→ **Exercise goal**
Reproduce the material below line by line, beginning with its first line and ending with the line that contains "1V16L5 12L8 18L10"; leave out pictures.

+---+

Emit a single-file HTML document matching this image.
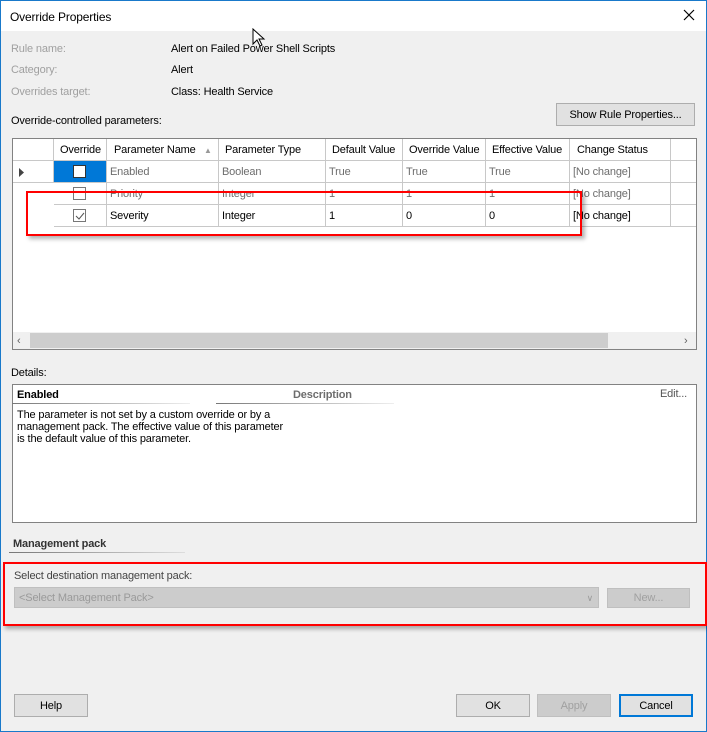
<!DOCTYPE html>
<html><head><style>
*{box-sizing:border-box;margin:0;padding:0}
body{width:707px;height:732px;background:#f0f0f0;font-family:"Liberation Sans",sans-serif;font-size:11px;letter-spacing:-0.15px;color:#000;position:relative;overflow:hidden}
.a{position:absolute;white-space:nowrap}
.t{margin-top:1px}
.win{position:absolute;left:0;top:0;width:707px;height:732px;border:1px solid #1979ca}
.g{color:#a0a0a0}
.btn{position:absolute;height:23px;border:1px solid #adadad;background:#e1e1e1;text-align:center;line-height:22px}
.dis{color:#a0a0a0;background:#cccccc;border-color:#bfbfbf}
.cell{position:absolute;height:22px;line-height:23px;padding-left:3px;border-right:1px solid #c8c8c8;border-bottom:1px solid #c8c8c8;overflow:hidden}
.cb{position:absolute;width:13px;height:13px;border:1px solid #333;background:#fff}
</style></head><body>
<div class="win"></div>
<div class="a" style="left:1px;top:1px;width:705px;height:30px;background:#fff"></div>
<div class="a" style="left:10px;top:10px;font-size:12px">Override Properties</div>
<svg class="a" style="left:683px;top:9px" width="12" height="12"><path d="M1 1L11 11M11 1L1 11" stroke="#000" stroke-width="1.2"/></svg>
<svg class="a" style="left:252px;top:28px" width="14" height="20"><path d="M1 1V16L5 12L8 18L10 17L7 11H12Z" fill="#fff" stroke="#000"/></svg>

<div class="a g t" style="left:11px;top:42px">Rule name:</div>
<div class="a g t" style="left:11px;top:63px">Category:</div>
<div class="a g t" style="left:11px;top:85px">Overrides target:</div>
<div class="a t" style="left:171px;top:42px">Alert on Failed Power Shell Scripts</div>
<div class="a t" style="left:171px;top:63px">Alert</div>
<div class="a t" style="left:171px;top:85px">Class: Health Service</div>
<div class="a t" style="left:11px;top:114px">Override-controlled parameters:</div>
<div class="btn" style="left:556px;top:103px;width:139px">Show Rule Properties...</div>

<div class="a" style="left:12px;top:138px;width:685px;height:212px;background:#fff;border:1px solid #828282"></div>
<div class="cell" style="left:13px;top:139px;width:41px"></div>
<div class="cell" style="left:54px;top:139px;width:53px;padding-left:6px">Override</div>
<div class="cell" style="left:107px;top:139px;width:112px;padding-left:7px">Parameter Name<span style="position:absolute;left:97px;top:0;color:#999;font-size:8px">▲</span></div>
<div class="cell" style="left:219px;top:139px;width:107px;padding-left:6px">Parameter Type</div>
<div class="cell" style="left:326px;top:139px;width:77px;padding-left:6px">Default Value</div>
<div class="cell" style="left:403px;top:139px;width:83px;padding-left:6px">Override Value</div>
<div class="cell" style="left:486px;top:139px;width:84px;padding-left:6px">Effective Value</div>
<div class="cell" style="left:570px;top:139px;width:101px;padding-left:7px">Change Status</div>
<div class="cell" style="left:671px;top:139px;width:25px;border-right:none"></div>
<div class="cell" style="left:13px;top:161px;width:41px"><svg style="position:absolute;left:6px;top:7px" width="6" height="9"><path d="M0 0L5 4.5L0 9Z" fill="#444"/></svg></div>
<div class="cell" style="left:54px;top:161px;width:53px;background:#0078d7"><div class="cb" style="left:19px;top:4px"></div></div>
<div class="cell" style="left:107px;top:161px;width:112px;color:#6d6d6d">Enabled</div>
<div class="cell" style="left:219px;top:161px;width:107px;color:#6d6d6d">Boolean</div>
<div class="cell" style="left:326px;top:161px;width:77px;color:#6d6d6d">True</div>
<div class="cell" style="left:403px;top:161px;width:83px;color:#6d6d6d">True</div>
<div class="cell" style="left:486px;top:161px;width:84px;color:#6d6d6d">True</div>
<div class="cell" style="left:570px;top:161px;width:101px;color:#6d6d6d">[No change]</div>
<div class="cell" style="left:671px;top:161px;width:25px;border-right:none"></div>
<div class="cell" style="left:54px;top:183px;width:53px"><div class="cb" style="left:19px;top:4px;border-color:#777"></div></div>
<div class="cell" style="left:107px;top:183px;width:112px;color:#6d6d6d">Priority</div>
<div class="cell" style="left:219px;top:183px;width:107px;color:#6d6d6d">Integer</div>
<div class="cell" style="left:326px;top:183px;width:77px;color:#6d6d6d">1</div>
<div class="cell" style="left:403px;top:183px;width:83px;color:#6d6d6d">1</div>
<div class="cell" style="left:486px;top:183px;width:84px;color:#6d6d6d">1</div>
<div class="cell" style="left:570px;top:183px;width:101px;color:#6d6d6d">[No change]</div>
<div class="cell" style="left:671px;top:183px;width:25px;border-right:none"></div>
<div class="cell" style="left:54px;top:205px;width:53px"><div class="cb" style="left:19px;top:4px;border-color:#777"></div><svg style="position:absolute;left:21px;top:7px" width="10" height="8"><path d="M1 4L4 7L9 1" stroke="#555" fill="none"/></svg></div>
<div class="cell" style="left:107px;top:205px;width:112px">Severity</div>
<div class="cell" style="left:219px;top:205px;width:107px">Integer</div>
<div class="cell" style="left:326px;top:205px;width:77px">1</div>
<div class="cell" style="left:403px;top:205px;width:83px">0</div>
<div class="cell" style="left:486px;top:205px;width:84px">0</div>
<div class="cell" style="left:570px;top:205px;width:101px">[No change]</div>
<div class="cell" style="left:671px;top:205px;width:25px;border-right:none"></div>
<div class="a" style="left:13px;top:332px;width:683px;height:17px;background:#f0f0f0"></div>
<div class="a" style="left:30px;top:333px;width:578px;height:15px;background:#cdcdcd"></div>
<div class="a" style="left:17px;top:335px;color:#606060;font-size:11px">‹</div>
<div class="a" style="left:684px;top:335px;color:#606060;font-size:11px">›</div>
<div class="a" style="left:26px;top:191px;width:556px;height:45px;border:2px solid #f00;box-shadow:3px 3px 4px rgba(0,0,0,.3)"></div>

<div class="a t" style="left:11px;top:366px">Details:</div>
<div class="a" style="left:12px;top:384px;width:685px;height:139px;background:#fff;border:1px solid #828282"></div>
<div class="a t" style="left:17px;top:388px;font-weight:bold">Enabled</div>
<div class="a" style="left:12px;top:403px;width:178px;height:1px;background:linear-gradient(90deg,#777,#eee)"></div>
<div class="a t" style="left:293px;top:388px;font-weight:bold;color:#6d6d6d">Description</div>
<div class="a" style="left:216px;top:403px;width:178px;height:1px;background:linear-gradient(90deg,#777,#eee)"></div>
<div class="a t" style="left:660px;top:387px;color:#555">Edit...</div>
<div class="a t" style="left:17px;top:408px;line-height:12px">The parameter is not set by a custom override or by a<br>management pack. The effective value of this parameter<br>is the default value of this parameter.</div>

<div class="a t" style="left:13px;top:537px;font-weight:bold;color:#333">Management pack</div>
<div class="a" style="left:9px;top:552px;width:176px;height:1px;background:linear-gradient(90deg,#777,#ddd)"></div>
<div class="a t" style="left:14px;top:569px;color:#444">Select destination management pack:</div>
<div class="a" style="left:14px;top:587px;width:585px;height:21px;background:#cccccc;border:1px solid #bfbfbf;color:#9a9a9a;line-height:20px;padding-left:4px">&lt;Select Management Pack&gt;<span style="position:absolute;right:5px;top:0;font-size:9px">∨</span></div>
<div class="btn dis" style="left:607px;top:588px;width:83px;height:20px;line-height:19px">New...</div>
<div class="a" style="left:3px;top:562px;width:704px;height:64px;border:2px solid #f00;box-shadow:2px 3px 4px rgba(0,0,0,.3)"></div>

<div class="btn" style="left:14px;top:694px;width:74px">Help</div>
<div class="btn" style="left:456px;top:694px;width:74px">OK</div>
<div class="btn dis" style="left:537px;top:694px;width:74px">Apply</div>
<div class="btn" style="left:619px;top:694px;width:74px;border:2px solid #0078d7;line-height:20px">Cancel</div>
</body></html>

+---+

→ **Correct response**
Emit a single-file HTML document matching this image.
<!DOCTYPE html>
<html><head><style>
*{box-sizing:border-box;margin:0;padding:0}
body{width:707px;height:732px;background:#f0f0f0;font-family:"Liberation Sans",sans-serif;font-size:11px;letter-spacing:-0.15px;color:#000;position:relative;overflow:hidden}
.a{position:absolute;white-space:nowrap}
.t{margin-top:1px}
.win{position:absolute;left:0;top:0;width:707px;height:732px;border:1px solid #1979ca}
.g{color:#a0a0a0}
.btn{position:absolute;height:23px;border:1px solid #adadad;background:#e1e1e1;text-align:center;line-height:22px}
.dis{color:#a0a0a0;background:#cccccc;border-color:#bfbfbf}
.cell{position:absolute;height:22px;line-height:23px;padding-left:3px;border-right:1px solid #c8c8c8;border-bottom:1px solid #c8c8c8;overflow:hidden}
.cb{position:absolute;width:13px;height:13px;border:1px solid #333;background:#fff}
</style></head><body>
<div class="win"></div>
<div class="a" style="left:1px;top:1px;width:705px;height:30px;background:#fff"></div>
<div class="a" style="left:10px;top:10px;font-size:12px">Override Properties</div>
<svg class="a" style="left:683px;top:9px" width="12" height="12"><path d="M1 1L11 11M11 1L1 11" stroke="#000" stroke-width="1.2"/></svg>
<svg class="a" style="left:252px;top:28px" width="14" height="20"><path d="M1 1V16L5 12L8 18L10 17L7 11H12Z" fill="#fff" stroke="#000"/></svg>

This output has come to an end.